* _Dataset content_
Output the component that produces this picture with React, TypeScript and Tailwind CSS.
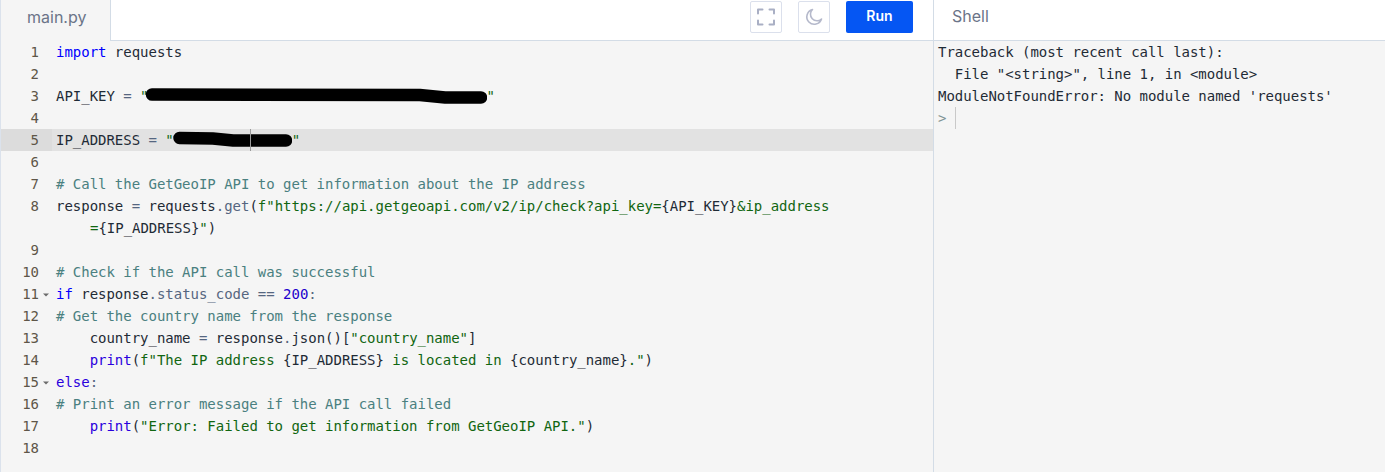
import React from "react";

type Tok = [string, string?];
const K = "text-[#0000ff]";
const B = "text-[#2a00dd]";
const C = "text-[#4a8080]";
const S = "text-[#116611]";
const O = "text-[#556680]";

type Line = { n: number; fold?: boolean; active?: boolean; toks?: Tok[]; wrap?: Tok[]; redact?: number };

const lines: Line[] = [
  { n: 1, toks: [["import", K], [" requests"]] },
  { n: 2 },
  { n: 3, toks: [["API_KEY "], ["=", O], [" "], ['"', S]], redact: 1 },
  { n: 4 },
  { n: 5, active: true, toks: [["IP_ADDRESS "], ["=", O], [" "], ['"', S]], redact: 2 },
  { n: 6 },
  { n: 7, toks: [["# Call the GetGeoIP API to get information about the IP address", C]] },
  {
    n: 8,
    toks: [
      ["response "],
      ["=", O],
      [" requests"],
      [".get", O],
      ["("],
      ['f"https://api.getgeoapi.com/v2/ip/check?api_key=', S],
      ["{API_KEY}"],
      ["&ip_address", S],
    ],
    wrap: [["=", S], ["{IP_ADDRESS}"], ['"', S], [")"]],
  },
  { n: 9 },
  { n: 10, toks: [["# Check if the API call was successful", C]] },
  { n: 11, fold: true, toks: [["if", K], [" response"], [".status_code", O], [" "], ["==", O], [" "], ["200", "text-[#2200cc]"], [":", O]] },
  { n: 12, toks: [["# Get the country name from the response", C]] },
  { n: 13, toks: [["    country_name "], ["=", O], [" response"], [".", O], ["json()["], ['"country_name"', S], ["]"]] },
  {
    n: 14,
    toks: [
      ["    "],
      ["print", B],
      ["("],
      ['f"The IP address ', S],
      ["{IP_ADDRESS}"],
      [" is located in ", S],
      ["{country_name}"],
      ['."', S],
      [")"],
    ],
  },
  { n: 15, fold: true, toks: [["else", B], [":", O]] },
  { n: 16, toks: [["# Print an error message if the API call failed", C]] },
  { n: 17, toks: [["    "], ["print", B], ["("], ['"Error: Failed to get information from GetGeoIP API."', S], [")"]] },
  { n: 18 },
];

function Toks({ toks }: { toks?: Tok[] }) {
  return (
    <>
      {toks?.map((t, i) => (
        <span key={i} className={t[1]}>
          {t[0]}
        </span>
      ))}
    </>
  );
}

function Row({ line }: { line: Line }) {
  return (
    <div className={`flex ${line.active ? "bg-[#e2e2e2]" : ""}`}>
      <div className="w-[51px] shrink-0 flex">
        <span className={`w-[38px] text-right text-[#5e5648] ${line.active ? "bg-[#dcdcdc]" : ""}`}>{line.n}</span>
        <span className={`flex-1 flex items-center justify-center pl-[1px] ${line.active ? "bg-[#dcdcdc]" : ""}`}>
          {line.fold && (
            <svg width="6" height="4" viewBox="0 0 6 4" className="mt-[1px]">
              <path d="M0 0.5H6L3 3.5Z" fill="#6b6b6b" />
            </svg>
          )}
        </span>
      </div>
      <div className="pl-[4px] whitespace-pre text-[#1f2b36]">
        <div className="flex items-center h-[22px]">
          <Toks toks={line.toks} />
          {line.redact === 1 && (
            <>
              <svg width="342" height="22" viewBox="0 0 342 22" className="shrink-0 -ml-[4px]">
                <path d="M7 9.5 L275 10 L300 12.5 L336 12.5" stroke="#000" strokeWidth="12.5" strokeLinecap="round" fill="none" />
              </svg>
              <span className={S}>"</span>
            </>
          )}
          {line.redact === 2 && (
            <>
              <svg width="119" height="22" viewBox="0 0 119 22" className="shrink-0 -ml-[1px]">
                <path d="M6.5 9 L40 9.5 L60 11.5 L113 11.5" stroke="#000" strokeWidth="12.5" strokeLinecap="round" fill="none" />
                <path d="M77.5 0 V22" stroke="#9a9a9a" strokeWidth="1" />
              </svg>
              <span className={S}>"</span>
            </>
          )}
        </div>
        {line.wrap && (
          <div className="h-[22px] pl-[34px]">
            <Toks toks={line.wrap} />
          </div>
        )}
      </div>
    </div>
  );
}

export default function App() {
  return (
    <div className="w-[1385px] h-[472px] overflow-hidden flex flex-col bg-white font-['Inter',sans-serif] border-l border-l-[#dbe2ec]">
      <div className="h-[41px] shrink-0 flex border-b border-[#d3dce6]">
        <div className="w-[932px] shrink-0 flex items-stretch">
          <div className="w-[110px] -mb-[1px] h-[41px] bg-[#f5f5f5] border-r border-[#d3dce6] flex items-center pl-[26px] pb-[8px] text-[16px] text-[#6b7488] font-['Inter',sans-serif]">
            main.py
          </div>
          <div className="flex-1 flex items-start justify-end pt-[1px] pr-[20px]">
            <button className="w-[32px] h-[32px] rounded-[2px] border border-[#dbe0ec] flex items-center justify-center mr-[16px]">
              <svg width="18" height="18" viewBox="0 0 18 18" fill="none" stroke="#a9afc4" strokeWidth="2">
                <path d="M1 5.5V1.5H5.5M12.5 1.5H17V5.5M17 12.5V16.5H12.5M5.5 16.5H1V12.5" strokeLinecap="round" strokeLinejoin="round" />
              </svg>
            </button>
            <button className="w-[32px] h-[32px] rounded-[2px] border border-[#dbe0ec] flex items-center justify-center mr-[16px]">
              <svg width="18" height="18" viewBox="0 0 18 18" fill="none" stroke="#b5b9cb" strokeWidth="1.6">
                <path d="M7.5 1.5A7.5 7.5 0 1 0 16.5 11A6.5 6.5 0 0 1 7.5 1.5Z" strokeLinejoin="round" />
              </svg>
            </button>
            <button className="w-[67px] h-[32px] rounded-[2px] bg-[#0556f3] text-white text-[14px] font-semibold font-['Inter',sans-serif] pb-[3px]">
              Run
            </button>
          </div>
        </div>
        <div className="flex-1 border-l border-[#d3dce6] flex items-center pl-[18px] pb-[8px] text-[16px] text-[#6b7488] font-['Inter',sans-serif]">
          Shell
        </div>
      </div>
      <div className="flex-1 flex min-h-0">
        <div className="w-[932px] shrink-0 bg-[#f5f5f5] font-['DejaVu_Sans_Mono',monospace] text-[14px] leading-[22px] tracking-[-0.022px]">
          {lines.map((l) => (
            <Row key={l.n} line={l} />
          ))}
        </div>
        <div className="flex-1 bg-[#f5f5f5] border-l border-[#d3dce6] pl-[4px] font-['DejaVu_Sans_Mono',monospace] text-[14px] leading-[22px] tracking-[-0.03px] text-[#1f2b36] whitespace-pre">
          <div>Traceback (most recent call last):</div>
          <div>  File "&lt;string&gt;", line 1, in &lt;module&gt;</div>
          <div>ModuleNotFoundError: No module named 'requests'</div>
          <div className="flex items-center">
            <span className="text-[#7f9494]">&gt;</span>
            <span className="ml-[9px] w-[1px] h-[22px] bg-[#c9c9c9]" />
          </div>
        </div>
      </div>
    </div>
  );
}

* _What you will do_
Without including any pictures, print all of the material exactly as given.

* _Worked answer_
Output the component that produces this picture with React, TypeScript and Tailwind CSS.
import React from "react";

type Tok = [string, string?];
const K = "text-[#0000ff]";
const B = "text-[#2a00dd]";
const C = "text-[#4a8080]";
const S = "text-[#116611]";
const O = "text-[#556680]";

type Line = { n: number; fold?: boolean; active?: boolean; toks?: Tok[]; wrap?: Tok[]; redact?: number };

const lines: Line[] = [
  { n: 1, toks: [["import", K], [" requests"]] },
  { n: 2 },
  { n: 3, toks: [["API_KEY "], ["=", O], [" "], ['"', S]], redact: 1 },
  { n: 4 },
  { n: 5, active: true, toks: [["IP_ADDRESS "], ["=", O], [" "], ['"', S]], redact: 2 },
  { n: 6 },
  { n: 7, toks: [["# Call the GetGeoIP API to get information about the IP address", C]] },
  {
    n: 8,
    toks: [
      ["response "],
      ["=", O],
      [" requests"],
      [".get", O],
      ["("],
      ['f"https://api.getgeoapi.com/v2/ip/check?api_key=', S],
      ["{API_KEY}"],
      ["&ip_address", S],
    ],
    wrap: [["=", S], ["{IP_ADDRESS}"], ['"', S], [")"]],
  },
  { n: 9 },
  { n: 10, toks: [["# Check if the API call was successful", C]] },
  { n: 11, fold: true, toks: [["if", K], [" response"], [".status_code", O], [" "], ["==", O], [" "], ["200", "text-[#2200cc]"], [":", O]] },
  { n: 12, toks: [["# Get the country name from the response", C]] },
  { n: 13, toks: [["    country_name "], ["=", O], [" response"], [".", O], ["json()["], ['"country_name"', S], ["]"]] },
  {
    n: 14,
    toks: [
      ["    "],
      ["print", B],
      ["("],
      ['f"The IP address ', S],
      ["{IP_ADDRESS}"],
      [" is located in ", S],
      ["{country_name}"],
      ['."', S],
      [")"],
    ],
  },
  { n: 15, fold: true, toks: [["else", B], [":", O]] },
  { n: 16, toks: [["# Print an error message if the API call failed", C]] },
  { n: 17, toks: [["    "], ["print", B], ["("], ['"Error: Failed to get information from GetGeoIP API."', S], [")"]] },
  { n: 18 },
];

function Toks({ toks }: { toks?: Tok[] }) {
  return (
    <>
      {toks?.map((t, i) => (
        <span key={i} className={t[1]}>
          {t[0]}
        </span>
      ))}
    </>
  );
}

function Row({ line }: { line: Line }) {
  return (
    <div className={`flex ${line.active ? "bg-[#e2e2e2]" : ""}`}>
      <div className="w-[51px] shrink-0 flex">
        <span className={`w-[38px] text-right text-[#5e5648] ${line.active ? "bg-[#dcdcdc]" : ""}`}>{line.n}</span>
        <span className={`flex-1 flex items-center justify-center pl-[1px] ${line.active ? "bg-[#dcdcdc]" : ""}`}>
          {line.fold && (
            <svg width="6" height="4" viewBox="0 0 6 4" className="mt-[1px]">
              <path d="M0 0.5H6L3 3.5Z" fill="#6b6b6b" />
            </svg>
          )}
        </span>
      </div>
      <div className="pl-[4px] whitespace-pre text-[#1f2b36]">
        <div className="flex items-center h-[22px]">
          <Toks toks={line.toks} />
          {line.redact === 1 && (
            <>
              <svg width="342" height="22" viewBox="0 0 342 22" className="shrink-0 -ml-[4px]">
                <path d="M7 9.5 L275 10 L300 12.5 L336 12.5" stroke="#000" strokeWidth="12.5" strokeLinecap="round" fill="none" />
              </svg>
              <span className={S}>"</span>
            </>
          )}
          {line.redact === 2 && (
            <>
              <svg width="119" height="22" viewBox="0 0 119 22" className="shrink-0 -ml-[1px]">
                <path d="M6.5 9 L40 9.5 L60 11.5 L113 11.5" stroke="#000" strokeWidth="12.5" strokeLinecap="round" fill="none" />
                <path d="M77.5 0 V22" stroke="#9a9a9a" strokeWidth="1" />
              </svg>
              <span className={S}>"</span>
            </>
          )}
        </div>
        {line.wrap && (
          <div className="h-[22px] pl-[34px]">
            <Toks toks={line.wrap} />
          </div>
        )}
      </div>
    </div>
  );
}

export default function App() {
  return (
    <div className="w-[1385px] h-[472px] overflow-hidden flex flex-col bg-white font-['Inter',sans-serif] border-l border-l-[#dbe2ec]">
      <div className="h-[41px] shrink-0 flex border-b border-[#d3dce6]">
        <div className="w-[932px] shrink-0 flex items-stretch">
          <div className="w-[110px] -mb-[1px] h-[41px] bg-[#f5f5f5] border-r border-[#d3dce6] flex items-center pl-[26px] pb-[8px] text-[16px] text-[#6b7488] font-['Inter',sans-serif]">
            main.py
          </div>
          <div className="flex-1 flex items-start justify-end pt-[1px] pr-[20px]">
            <button className="w-[32px] h-[32px] rounded-[2px] border border-[#dbe0ec] flex items-center justify-center mr-[16px]">
              <svg width="18" height="18" viewBox="0 0 18 18" fill="none" stroke="#a9afc4" strokeWidth="2">
                <path d="M1 5.5V1.5H5.5M12.5 1.5H17V5.5M17 12.5V16.5H12.5M5.5 16.5H1V12.5" strokeLinecap="round" strokeLinejoin="round" />
              </svg>
            </button>
            <button className="w-[32px] h-[32px] rounded-[2px] border border-[#dbe0ec] flex items-center justify-center mr-[16px]">
              <svg width="18" height="18" viewBox="0 0 18 18" fill="none" stroke="#b5b9cb" strokeWidth="1.6">
                <path d="M7.5 1.5A7.5 7.5 0 1 0 16.5 11A6.5 6.5 0 0 1 7.5 1.5Z" strokeLinejoin="round" />
              </svg>
            </button>
            <button className="w-[67px] h-[32px] rounded-[2px] bg-[#0556f3] text-white text-[14px] font-semibold font-['Inter',sans-serif] pb-[3px]">
              Run
            </button>
          </div>
        </div>
        <div className="flex-1 border-l border-[#d3dce6] flex items-center pl-[18px] pb-[8px] text-[16px] text-[#6b7488] font-['Inter',sans-serif]">
          Shell
        </div>
      </div>
      <div className="flex-1 flex min-h-0">
        <div className="w-[932px] shrink-0 bg-[#f5f5f5] font-['DejaVu_Sans_Mono',monospace] text-[14px] leading-[22px] tracking-[-0.022px]">
          {lines.map((l) => (
            <Row key={l.n} line={l} />
          ))}
        </div>
        <div className="flex-1 bg-[#f5f5f5] border-l border-[#d3dce6] pl-[4px] font-['DejaVu_Sans_Mono',monospace] text-[14px] leading-[22px] tracking-[-0.03px] text-[#1f2b36] whitespace-pre">
          <div>Traceback (most recent call last):</div>
          <div>  File "&lt;string&gt;", line 1, in &lt;module&gt;</div>
          <div>ModuleNotFoundError: No module named 'requests'</div>
          <div className="flex items-center">
            <span className="text-[#7f9494]">&gt;</span>
            <span className="ml-[9px] w-[1px] h-[22px] bg-[#c9c9c9]" />
          </div>
        </div>
      </div>
    </div>
  );
}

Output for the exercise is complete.